Coming to England's BBC TV this summer is the four-part docuseries, My Life As A Rolling Stone. The specials, produced in conjunction with the band in celebration of its 60th anniversary, will feature an hour-long look each on Mick Jagger, Keith Richards, Ron Wood, and the late-Charlie Watts. Neither former members Bill Wyman or Mick Taylor will be given their own spotlight docs.
The Guardian reported the films set to air on BBC 2, feature, “unseen footage and exclusive stories from Mick Jagger, Keith Richards and Ronnie Wood interwoven with new and archive interviews and performance,' while the Watts film is told through his bandmates and peers. Rod Stewart, Tina Turner, Steven Tyler, Chrissie Hynde, Slash, and PP Arnold are among those who have contributed to the films.”
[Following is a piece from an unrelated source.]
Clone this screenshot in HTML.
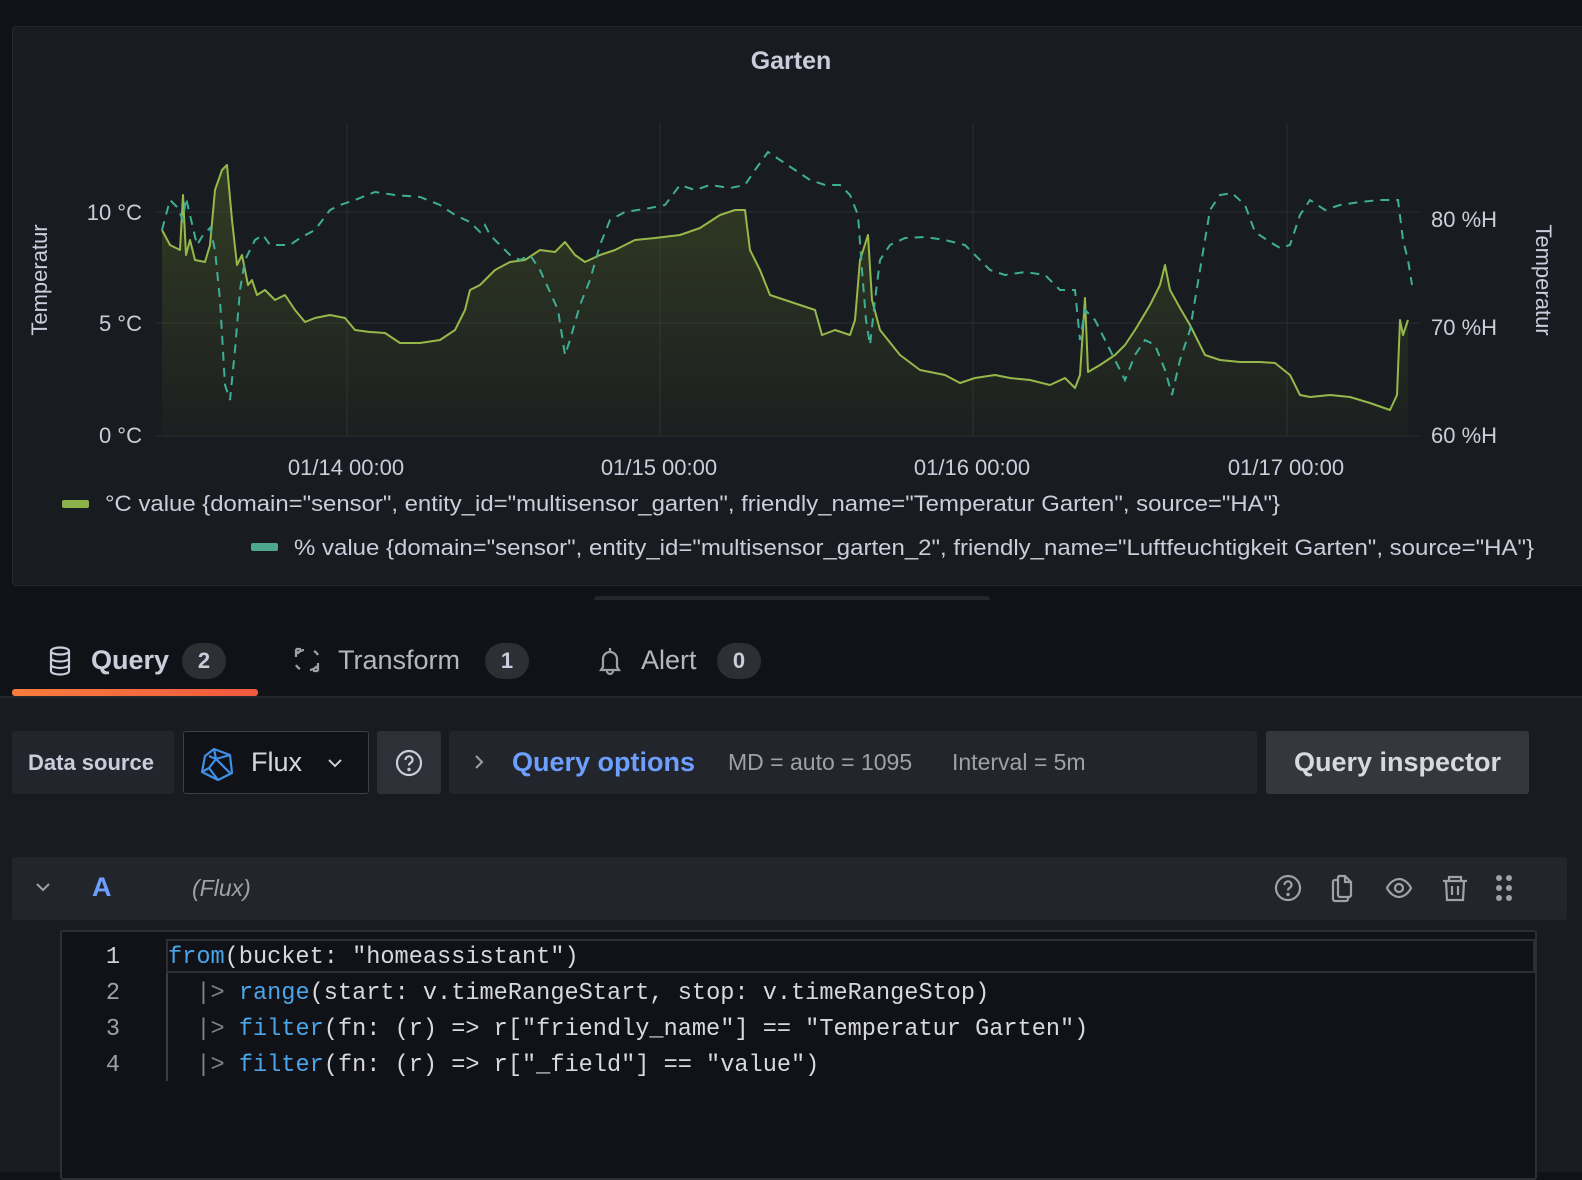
<!DOCTYPE html>
<html><head><meta charset="utf-8"><style>
*{margin:0;padding:0;box-sizing:border-box}
body{width:1582px;height:1172px;background:#111217;font-family:"Liberation Sans",sans-serif;color:#ccccdc;position:relative;overflow:hidden}
.abs{position:absolute}
.panel{left:12px;top:26px;width:1580px;height:560px;background:#181b1f;border:1px solid #24272d;border-radius:4px}
.lower{left:0;top:698px;width:1582px;height:474px;background:#181b1f}
.badge{position:absolute;height:36px;border-radius:18px;background:#2d2f35;color:#ccccdc;font-size:22px;font-weight:bold;text-align:center;line-height:36px;width:44px}
.tab{position:absolute;top:642px;font-size:27px;line-height:36px}
.box{position:absolute;top:731px;height:63px;border-radius:3px}
.mono{font-family:"Liberation Mono",monospace;font-size:23.6px;line-height:36px;white-space:pre}
</style></head><body>
<div class="abs panel"></div>
<svg class="abs" style="left:0;top:0" width="1582" height="600">
<text x="791" y="69" text-anchor="middle" font-size="25" font-weight="bold" fill="#ccccdc" font-family="Liberation Sans">Garten</text>
<g stroke="#2a2d33" stroke-width="1">
<line x1="155" y1="212" x2="1420" y2="212"/><line x1="155" y1="323" x2="1420" y2="323"/><line x1="155" y1="436" x2="1420" y2="436"/>
<line x1="347" y1="123" x2="347" y2="436"/><line x1="660" y1="123" x2="660" y2="436"/><line x1="973" y1="123" x2="973" y2="436"/><line x1="1287" y1="123" x2="1287" y2="436"/>
</g>
<g font-size="22" fill="#ccccdc" font-family="Liberation Sans">
<text x="142" y="220" text-anchor="end">10 °C</text><text x="142" y="331" text-anchor="end">5 °C</text><text x="142" y="443" text-anchor="end">0 °C</text>
<text x="1431" y="227">80 %H</text><text x="1431" y="335">70 %H</text><text x="1431" y="443">60 %H</text>
<text x="346" y="475" text-anchor="middle">01/14 00:00</text><text x="659" y="475" text-anchor="middle">01/15 00:00</text><text x="972" y="475" text-anchor="middle">01/16 00:00</text><text x="1286" y="475" text-anchor="middle">01/17 00:00</text>
<text transform="translate(47,280) rotate(-90)" text-anchor="middle">Temperatur</text>
<text transform="translate(1536,280) rotate(90)" text-anchor="middle">Temperatur</text>
<text x="105" y="511" textLength="1175" lengthAdjust="spacingAndGlyphs">°C value {domain="sensor", entity_id="multisensor_garten", friendly_name="Temperatur Garten", source="HA"}</text>
<text x="294" y="555" textLength="1240" lengthAdjust="spacingAndGlyphs">% value {domain="sensor", entity_id="multisensor_garten_2", friendly_name="Luftfeuchtigkeit Garten", source="HA"}</text>
</g>
<rect x="62" y="500" width="27" height="8" rx="2" fill="#8ab04a"/>
<rect x="251" y="543" width="27" height="8" rx="2" fill="#4ea88e"/>
<defs><linearGradient id="g" x1="0" y1="0" x2="0" y2="1"><stop offset="0" stop-color="#5a6e2a" stop-opacity=".4"/><stop offset="1" stop-color="#5a6e2a" stop-opacity=".05"/></linearGradient></defs>
<polygon fill="url(#g)" points="162,436 162,230 170,245 180,250 183,195 186,255 190,240 195,260 205,262 210,245 215,190 222,170 227,165 232,220 237,265 242,255 248,285 252,280 257,295 265,290 275,300 285,295 295,310 305,322 315,318 330,315 345,318 355,330 370,332 385,333 400,343 420,343 440,340 455,330 465,310 470,290 480,285 495,270 510,262 525,260 540,250 555,252 565,242 575,255 585,262 600,255 615,250 635,240 655,238 680,235 700,228 720,215 735,210 745,210 750,250 760,270 770,295 785,300 800,305 815,310 822,335 835,330 850,335 855,320 860,260 868,235 872,300 880,330 900,355 920,370 945,375 960,383 975,378 995,375 1010,378 1030,380 1050,385 1065,378 1075,388 1080,375 1085,298 1088,372 1100,365 1115,355 1125,345 1135,330 1150,305 1160,285 1165,265 1170,290 1180,308 1190,325 1205,355 1220,360 1240,362 1260,362 1275,363 1290,375 1300,395 1310,397 1330,395 1350,397 1370,403 1390,410 1397,395 1400,320 1403,335 1408,320 1408,436"/>
<polyline fill="none" stroke="#96b84a" stroke-width="2" stroke-linejoin="round" points="162,230 170,245 180,250 183,195 186,255 190,240 195,260 205,262 210,245 215,190 222,170 227,165 232,220 237,265 242,255 248,285 252,280 257,295 265,290 275,300 285,295 295,310 305,322 315,318 330,315 345,318 355,330 370,332 385,333 400,343 420,343 440,340 455,330 465,310 470,290 480,285 495,270 510,262 525,260 540,250 555,252 565,242 575,255 585,262 600,255 615,250 635,240 655,238 680,235 700,228 720,215 735,210 745,210 750,250 760,270 770,295 785,300 800,305 815,310 822,335 835,330 850,335 855,320 860,260 868,235 872,300 880,330 900,355 920,370 945,375 960,383 975,378 995,375 1010,378 1030,380 1050,385 1065,378 1075,388 1080,375 1085,298 1088,372 1100,365 1115,355 1125,345 1135,330 1150,305 1160,285 1165,265 1170,290 1180,308 1190,325 1205,355 1220,360 1240,362 1260,362 1275,363 1290,375 1300,395 1310,397 1330,395 1350,397 1370,403 1390,410 1397,395 1400,320 1403,335 1408,320"/>
<polyline fill="none" stroke="#3fae96" stroke-width="2" stroke-dasharray="9,7" points="162,230 170,200 177,207 183,220 186,198 190,215 193,228 197,245 203,235 210,228 215,250 220,300 225,385 230,400 235,350 240,290 245,260 255,240 263,235 270,245 290,245 300,238 315,230 330,210 340,205 355,200 375,192 395,195 420,197 440,205 455,215 470,222 480,232 485,225 490,235 500,245 510,255 520,260 530,255 540,270 550,292 558,310 565,355 570,340 580,305 590,280 600,245 610,220 625,212 650,208 665,205 680,185 695,190 710,185 730,188 745,185 755,170 768,152 780,160 795,170 810,180 825,185 840,185 850,195 858,215 862,270 866,320 870,345 875,300 880,260 890,245 905,238 925,237 945,240 965,245 980,260 990,270 1005,275 1025,272 1045,275 1060,290 1075,290 1080,340 1085,310 1095,320 1110,350 1125,380 1135,355 1145,340 1155,345 1165,370 1172,395 1180,360 1190,330 1200,270 1210,210 1220,195 1232,193 1245,205 1255,232 1270,242 1280,248 1290,245 1300,215 1310,200 1325,210 1340,205 1360,202 1380,200 1398,200 1403,240 1408,260 1412,285"/>
<rect x="594" y="596" width="396" height="6" rx="3" fill="#24272d"/>
</svg>

<div class="abs lower"></div>
<div class="abs" style="left:0;top:696px;width:1582px;height:2px;background:#24272d"></div>
<div class="abs" style="left:12px;top:689px;width:246px;height:7px;border-radius:3px;background:linear-gradient(90deg,#f87d3c,#f05a3f)"></div>

<svg class="abs" style="left:47px;top:646px" width="26" height="30" viewBox="0 0 26 30" fill="none" stroke="#ccccdc" stroke-width="2.2"><ellipse cx="13" cy="5" rx="9" ry="3.5"/><path d="M4 5v20c0 2 4 3.5 9 3.5s9-1.5 9-3.5V5M4 12c0 2 4 3.5 9 3.5s9-1.5 9-3.5M4 18.5c0 2 4 3.5 9 3.5s9-1.5 9-3.5"/></svg>
<div class="tab" style="left:91px;color:#ccccdc;font-weight:bold">Query</div>
<div class="badge" style="left:182px;top:643px">2</div>
<svg class="abs" style="left:293px;top:646px" width="28" height="28" viewBox="0 0 28 28" fill="none" stroke="#9fa1a8" stroke-width="2.2"><path d="M3 11V5l2 2a10 10 0 0 1 6-3M25 17v6l-2-2a10 10 0 0 1-6 3M8 3H3M20 25h5M25 9a10 10 0 0 0-4-4M3 19a10 10 0 0 0 4 4"/></svg>
<div class="tab" style="left:338px;color:#b5b7c0">Transform</div>
<div class="badge" style="left:485px;top:643px">1</div>
<svg class="abs" style="left:598px;top:646px" width="24" height="30" viewBox="0 0 24 30" fill="none" stroke="#9fa1a8" stroke-width="2.2"><path d="M12 2v3M5 21V13a7 7 0 0 1 14 0v8l2 3H3zM9 25a3 3 0 0 0 6 0"/></svg>
<div class="tab" style="left:641px;color:#b5b7c0">Alert</div>
<div class="badge" style="left:717px;top:643px">0</div>

<div class="box" style="left:12px;width:162px;background:#22252b;font-size:22px;font-weight:bold;line-height:63px;padding-left:16px;color:#ccccdc">Data source</div>
<div class="box" style="left:183px;width:186px;background:#111217;border:1px solid #3b3f46">
<svg class="abs" style="left:16px;top:15px" width="34" height="34" viewBox="0 0 34 34" fill="none" stroke="#3f8fe8" stroke-width="2.2" stroke-linejoin="round"><path d="M14 2L30 8l2 18-14 7-16-8 3-16zM14 2l2 10 14-4M16 12l-7 9 9 12M16 12l14 14M2 25l7-4M9 9l7 3"/></svg>
<div class="abs" style="left:67px;top:0;font-size:27px;line-height:61px;color:#d8d9e0">Flux</div>
<svg class="abs" style="left:143px;top:25px" width="16" height="12" viewBox="0 0 16 12" fill="none" stroke="#ccccdc" stroke-width="2"><path d="M2 3l6 6 6-6"/></svg>
</div>
<div class="box" style="left:377px;width:64px;background:#2d3036"><svg class="abs" style="left:17px;top:17px" width="30" height="30" viewBox="0 0 30 30" fill="none" stroke="#ccccdc" stroke-width="2.2"><circle cx="15" cy="15" r="12"/><path d="M11.5 12a3.5 3.5 0 1 1 5 3c-1.2.7-1.5 1.3-1.5 2.5"/><circle cx="15" cy="21.5" r=".6" fill="#ccccdc"/></svg></div>
<div class="box" style="left:449px;width:808px;background:#22252b">
<svg class="abs" style="left:24px;top:22px" width="12" height="18" viewBox="0 0 12 18" fill="none" stroke="#9fa1a8" stroke-width="2"><path d="M3 3l6 6-6 6"/></svg>
<div class="abs" style="left:63px;top:0;font-size:27px;font-weight:bold;line-height:63px;color:#6e9fff">Query options</div>
<div class="abs" style="left:279px;top:0;font-size:23px;line-height:63px;color:#9fa1a8">MD = auto = 1095</div>
<div class="abs" style="left:503px;top:0;font-size:23px;line-height:63px;color:#9fa1a8">Interval = 5m</div>
</div>
<div class="box" style="left:1266px;width:263px;background:#34373d;font-size:27px;font-weight:bold;line-height:63px;text-align:center;color:#d8d9e0">Query inspector</div>

<div class="abs" style="left:12px;top:857px;width:1555px;height:63px;background:#22252b;border-radius:3px"></div>
<svg class="abs" style="left:35px;top:881px" width="16" height="12" viewBox="0 0 16 12" fill="none" stroke="#9fa1a8" stroke-width="2"><path d="M2 3l6 6 6-6"/></svg>
<div class="abs" style="left:92px;top:872px;font-size:27px;font-weight:bold;color:#6e9fff">A</div>
<div class="abs" style="left:192px;top:875px;font-size:23px;font-style:italic;color:#9fa1a8">(Flux)</div>
<svg class="abs" style="left:1273px;top:872px" width="250" height="32" viewBox="0 0 250 32" fill="none" stroke="#9fa1a8" stroke-width="2.2">
<circle cx="15" cy="16" r="12"/><path d="M11.5 13a3.5 3.5 0 1 1 5 3c-1.2.7-1.5 1.3-1.5 2.5"/><circle cx="15" cy="22.5" r=".6" fill="#9fa1a8"/>
<path d="M65 8h-3a2 2 0 0 0-2 2v17a2 2 0 0 0 2 2h11a2 2 0 0 0 2-2v-2M65 4h7l6 6v13a2 2 0 0 1-2 2h-9a2 2 0 0 1-2-2V6a2 2 0 0 1 2-2zM72 4v6h6"/>
<path d="M114 16c3-6 8-9 12-9s9 3 12 9c-3 6-8 9-12 9s-9-3-12-9z"/><circle cx="126" cy="16" r="4"/>
<path d="M170 9h24M176 9V5h12v4M173 9l1 19h16l1-19M179 14v9M185 14v9"/>
<g fill="#9fa1a8" stroke="none"><circle cx="226" cy="6" r="3"/><circle cx="236" cy="6" r="3"/><circle cx="226" cy="16" r="3"/><circle cx="236" cy="16" r="3"/><circle cx="226" cy="26" r="3"/><circle cx="236" cy="26" r="3"/></g>
</svg>

<div class="abs" style="left:60px;top:930px;width:1477px;height:250px;background:#111217;border:2px solid #2c2f35;border-radius:3px"></div>
<div class="abs" style="left:166px;top:939px;width:1369px;height:34px;border:2px solid #2c2f35"></div>
<div class="abs" style="left:166px;top:973px;width:2px;height:108px;background:#3a3d44"></div>
<div class="abs mono" style="left:80px;top:940px;width:40px;text-align:right;color:#9fa1a8"><span style="color:#ccccdc">1</span>
2
3
4</div>
<div class="abs mono" style="left:168px;top:940px;color:#d8d9e0"><span style="color:#4aa6e8">from</span>(bucket: "homeassistant")
  <span style="color:#7d8088">|&gt;</span> <span style="color:#4aa6e8">range</span>(start: v.timeRangeStart, stop: v.timeRangeStop)
  <span style="color:#7d8088">|&gt;</span> <span style="color:#4aa6e8">filter</span>(fn: (r) =&gt; r["friendly_name"] == "Temperatur Garten")
  <span style="color:#7d8088">|&gt;</span> <span style="color:#4aa6e8">filter</span>(fn: (r) =&gt; r["_field"] == "value")</div>
</body></html>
Mick Jagger explained that a lot of times in rock, people tend to romanticize the relationships between bandmembers: “I don't feel like a family, it's like a. . . The great difference is that people confuse families and gangs. A gang is a rather immature group, whereas a family is rather mature group. And you have to make the transference from being in a gang to being in a family. The gang never likes the fact that you have a family — and vice versa; the family never likes the fact that you have a gang. It's hard in life to have to balance that. But definitely, the Rolling Stones is not a family — it's a gang.”
The Rolling Stones' 14-stadium European run kicks off on June 1st in Madrid, Spain and plays through July 31st in Stockholm, Sweden.